“No se deje engañar por las superficies;
en la profundidad todo se vuelve ley”.
Rainer Maria Rilke
Todo desafío al poder terrenal establecido es la afrenta trágica a los poderosos; el trabajo, los sueños, las expectativas, los bienes anhelados, la felicidad del pueblo, el futuro y la vida son sus prerrogativas; y el diezmo, los argentinos arrodillados.
Siempre ha sido así. Hoy nada ha cambiado en las estructuras mentales de los rapiñadores que conocemos, los abortadores de sueños, los que incuban tanto odio como grandeza nos pertenece: basta ver las notas en Clarín de Adrián Maladesky o de Cristian Grosso en La Nación, voceros “mano de obra barata”, sangrando por sus jefes. Hasta eso ha llegado la indignidad: no solo ser voceros, no solo ser quienes ponen la cara para recibir las trompadas; el rastrerismo es tal que hasta se inmolan por Magnetto y por los Mitre.
Hecha esta aclaración, no es necesario abundar más para saber que destilan veneno, que ni han suturado las heridas que le propinó Diego, quien los apuñaló con magia –ya que he ahí el secreto: cuchillo, daga o sable no hubiese servido, se hubiesen recuperado; nada es tan inmune al odio, al veneno o a sus miserias como herirlos con el “rayo” justiciero del rebelde, nada como desnudarlos con un conjuro y descubrirlos apátridas, inmorales y obscenos. El gol a los ingleses fue una afrenta no a los ingleses, fue una afrenta al cipayaje argento: devolver al pueblo el imaginario de “Rattín” sentado en la alfombra que los eternos inmorales pisaron y pisan para consumar la entrega de nuestra patria.
Y además “la irreverencia”, ¿de quién? ¿Del Diego? ¡No! Él se cansó de enrostrarles valentía, pero esto es más doloroso: los traicionó este dios maradoniano que es Messi, el Leo. ¿Qué tul? No lo pueden procesar: los desequilibró, los defraudó ese Messi producto de su construcción mental que solo daba alegrías de exportación. Osar dar felicidad a un pueblo a prueba de “mala leche mediática” es como escupirles el asado que vienen cocinando desde que Perón y Evita resumieron el sentir popular de este país, es desbocar el potro nacional al que “ya casi lo tenían”. Tengo algunas vulgaridades, Grosso –perdón, tengo unas vulgaridades, Clarín–: “la tienen adentro, muchachos”, la felicidad no solo es brasilera.

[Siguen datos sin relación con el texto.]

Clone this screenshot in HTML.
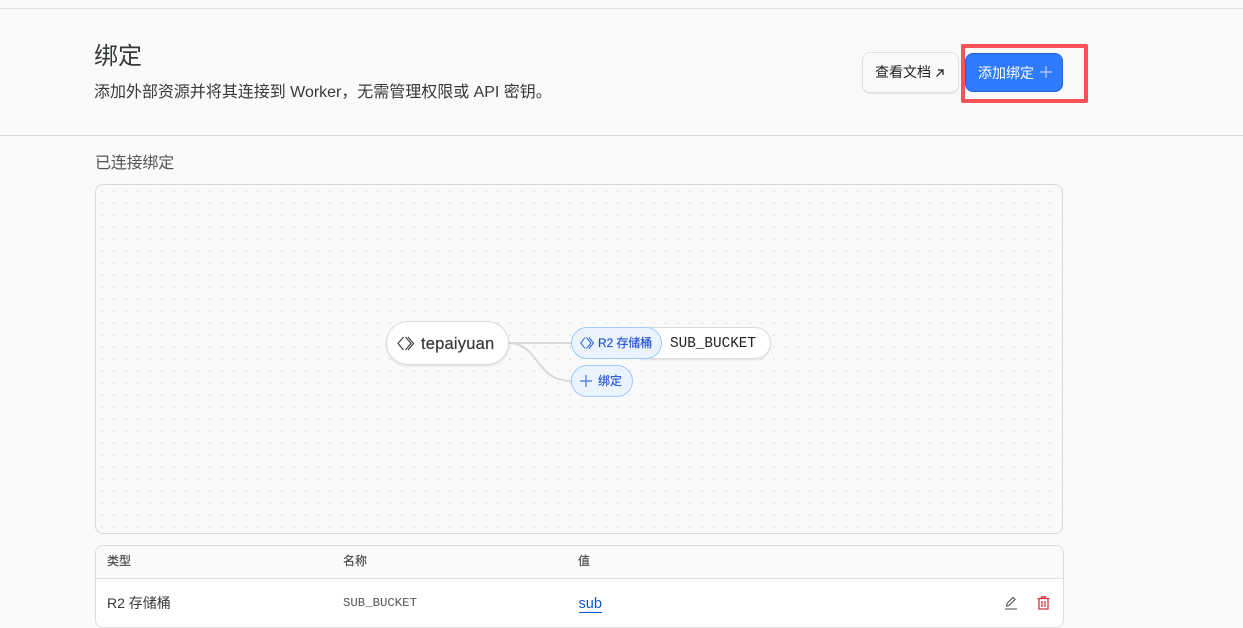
<!DOCTYPE html>
<html lang="zh-CN"><head><meta charset="utf-8"><style>
html,body{margin:0;padding:0}
body{width:1243px;height:628px;position:relative;overflow:hidden;background:#fafafa;font-family:"Liberation Sans","Noto Sans CJK SC",sans-serif;color:#36393a}
.a{position:absolute;white-space:nowrap;box-sizing:border-box}
svg{display:block;overflow:visible}
</style></head><body>
<div class="a" style="left:0;top:8px;width:1243px;height:1px;background:#e0e0e0"></div>
<div class="a" style="left:0;top:135px;width:1243px;height:1px;background:#d9d9d9"></div>
<div class="a" style="left:94px;top:40px;font-size:24px;line-height:34px;color:#36393a">绑定</div>
<div class="a" style="left:94px;top:82px;font-size:16px;line-height:22px;color:#36393a;letter-spacing:-.02px">添加外部资源并将其连接到 Worker，无需管理权限或 API 密钥。</div>
<div class="a" style="left:862px;top:52px;width:97px;height:41px;border:1px solid #e0e0e0;border-radius:8px;box-shadow:0 1px 1px rgba(0,0,0,.08);background:#fafafa;font-size:14px;line-height:39px;padding-left:12px;color:#222">查看文档</div>
<svg class="a" style="left:934px;top:67px" width="12" height="12" viewBox="0 0 12 12" fill="none" stroke="#36393a" stroke-width="1.4"><path d="M2.5 9.5L9 3M4 3H9V8"/></svg>
<div class="a" style="left:965px;top:53px;width:98px;height:39px;border:1px solid #1c66e0;border-radius:8px;background:#2f7bff;color:#fff;font-size:14px;line-height:38px;padding-left:12px">添加绑定</div>
<svg class="a" style="left:1040px;top:66px" width="12" height="12" viewBox="0 0 12 12" stroke="#b5d0ff" stroke-width="1.3"><path d="M6 0V12M0 6H12"/></svg>
<div class="a" style="left:961px;top:44px;width:127px;height:59px;border:4px solid #f9525a;border-radius:2px"></div>
<div class="a" style="left:95px;top:153px;font-size:16px;line-height:22px;color:#555;letter-spacing:-.2px">已连接绑定</div>
<div class="a" style="left:95px;top:184px;width:968px;height:350px;border:1px solid #d9d9d9;border-radius:8px;background-color:#fafafa;background-image:radial-gradient(circle at 1px 1px,#e6e6e6 1px,transparent 1.1px);background-size:12px 12px;background-position:5px 5px"></div>
<svg class="a" style="left:500px;top:335px" width="80" height="50" fill="none" stroke="#d9d9d9" stroke-width="2"><path d="M8 8H72"/><path d="M8 8C40 8 34 46 72 46"/></svg>
<div class="a" style="left:386px;top:321px;width:123px;height:44px;border:1px solid #dcdcdc;border-radius:22px;background:#fff;box-shadow:0 1px 2px rgba(0,0,0,.12);font-size:16.5px;letter-spacing:.2px;line-height:44px;padding-left:34px;color:#36393a;-webkit-text-stroke:.2px #36393a">tepaiyuan</div>
<svg class="a" style="left:397px;top:335.5px" width="17" height="15" viewBox="0 0 17 15" fill="none" stroke="#36393a" stroke-width="1.1"><path d="M6.5 1L1 7.5L6.5 14M8.5 1L14 7.5L8.5 14M11 1L16.5 7.5L11 14"/></svg>
<div class="a" style="left:640px;top:327px;width:131px;height:32px;border:1px solid #dcdcdc;border-left:0;border-radius:0 16px 16px 0;background:#fff;box-shadow:0 1px 2px rgba(0,0,0,.1);font-family:'Liberation Mono','Noto Sans CJK SC',monospace;font-size:14.33px;line-height:32px;padding-left:30px;color:#222">SUB_BUCKET</div>
<div class="a" style="left:571px;top:327px;width:91px;height:32px;border:1px solid #9cc9ff;border-radius:16px;background:#ebf3ff;font-size:12px;letter-spacing:-.1px;line-height:30px;padding-left:26px;color:#1d50d6;-webkit-text-stroke:.15px #1d50d6">R2 存储桶</div>
<svg class="a" style="left:580px;top:337px" width="14" height="12" viewBox="0 0 14 12" fill="none" stroke="#2d62dc" stroke-width="1"><path d="M5 .5L.8 6L5 11.5M6.5 .5L11 6L6.5 11.5M9 .5L13.5 6L9 11.5"/></svg>
<div class="a" style="left:571px;top:365px;width:62px;height:32px;border:1px solid #9cc9ff;border-radius:16px;background:#ebf3ff;font-size:12px;line-height:30px;padding-left:26px;color:#1d50d6;-webkit-text-stroke:.15px #1d50d6">绑定</div>
<svg class="a" style="left:580px;top:375px" width="12" height="12" viewBox="0 0 12 12" stroke="#5b86e8" stroke-width="1.4"><path d="M6 0V12M0 6H12"/></svg>
<div class="a" style="left:94.5px;top:545px;width:969px;height:83px;border:1px solid #dedede;border-radius:8px;background:#fff;overflow:hidden">
<div style="height:32px;background:#fafafa;border-bottom:1px solid #e0e0e0"></div></div>
<div class="a" style="left:107px;top:553px;font-size:12px;line-height:17px;color:#444;-webkit-text-stroke:.15px #444">类型</div>
<div class="a" style="left:343px;top:553px;font-size:12px;line-height:17px;color:#444;-webkit-text-stroke:.15px #444">名称</div>
<div class="a" style="left:578px;top:553px;font-size:12px;line-height:17px;color:#444;-webkit-text-stroke:.15px #444">值</div>
<div class="a" style="left:107px;top:593px;font-size:14px;line-height:20px;color:#36393a">R2 存储桶</div>
<div class="a" style="left:343px;top:594.5px;font-family:'Liberation Mono',monospace;font-size:12.33px;line-height:17px;color:#555">SUB_BUCKET</div>
<div class="a" style="left:578.5px;top:594px;font-size:14.5px;line-height:20px;color:#0b55d1;border-bottom:1px solid #0b55d1;height:19px">sub</div>
<svg class="a" style="left:1005px;top:596px" width="12" height="14" viewBox="0 0 12 14" fill="none" stroke="#444" stroke-width="1"><path d="M1.5 10L2 7.5L8 1.5L10 3.5L4 9.5Z"/><path d="M0 13H12" stroke="#888" stroke-width="1.5"/></svg>
<svg class="a" style="left:1037px;top:596px" width="13" height="14" viewBox="0 0 13 14" fill="none" stroke="#d5323f" stroke-width="1.3"><path d="M0.5 2.5H12.5M4.5 2.5V.8H8.5V2.5M2 2.5V13H11V2.5M5 5V11M8 5V11"/></svg>
</body></html>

Pero, atención, nada está asegurado, y no han de parar: es una lucha de intereses y de perspectiva. Lo único seguro es nuestra dignidad, la de los pibes de la selección, lo único que está asegurado es nuestro amor infinito a nuestra patria y a nuestra camiseta, reafirmada la vocación universalista de nuestra identidad como ser nacional; lo demás es lucha, es sufrimiento cuando hay que sufrir y festejo cuando nos regalamos tanta felicidad. La escoria política, judicial y empresarial seguirá estando; solo es un alto que nos merecemos, pero también un tiempo para rearmarse. Los destinos se construyen, y he ahí el signo.

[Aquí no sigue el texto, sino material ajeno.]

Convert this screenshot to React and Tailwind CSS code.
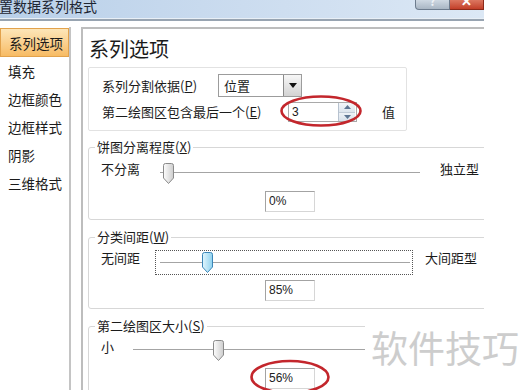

Desde tiempos inmemoriales conviven con el instinto de aniquilación, silenciamiento y adoctrinamiento. Lo sabemos, o al menos lo sabíamos: los dioses los han desenmascarado, el Diego y el Leo les birlaron el ultimo tabú. No nos quieren, nunca nos quisieron, intentaron robarnos significaciones, intentaron vaciar los contenidos, se mueren por vernos arriar nuestras banderas. Es entendible: fuimos y somos el umbral que ha hecho posible que no se roben todo. Pero esto es demasiado: intentar vaciar de significado a un pueblo, a una nación y a una bandera es la expresión más manifiesta de mentes enfebrecidas de resentimiento.
Nada alcanzará, nada será suficiente para hacer desparecer, como es su costumbre, la marca indeleble de esos dioses criollos de Fiorito y de Rosario, el Diego y el Leo. Lo siento.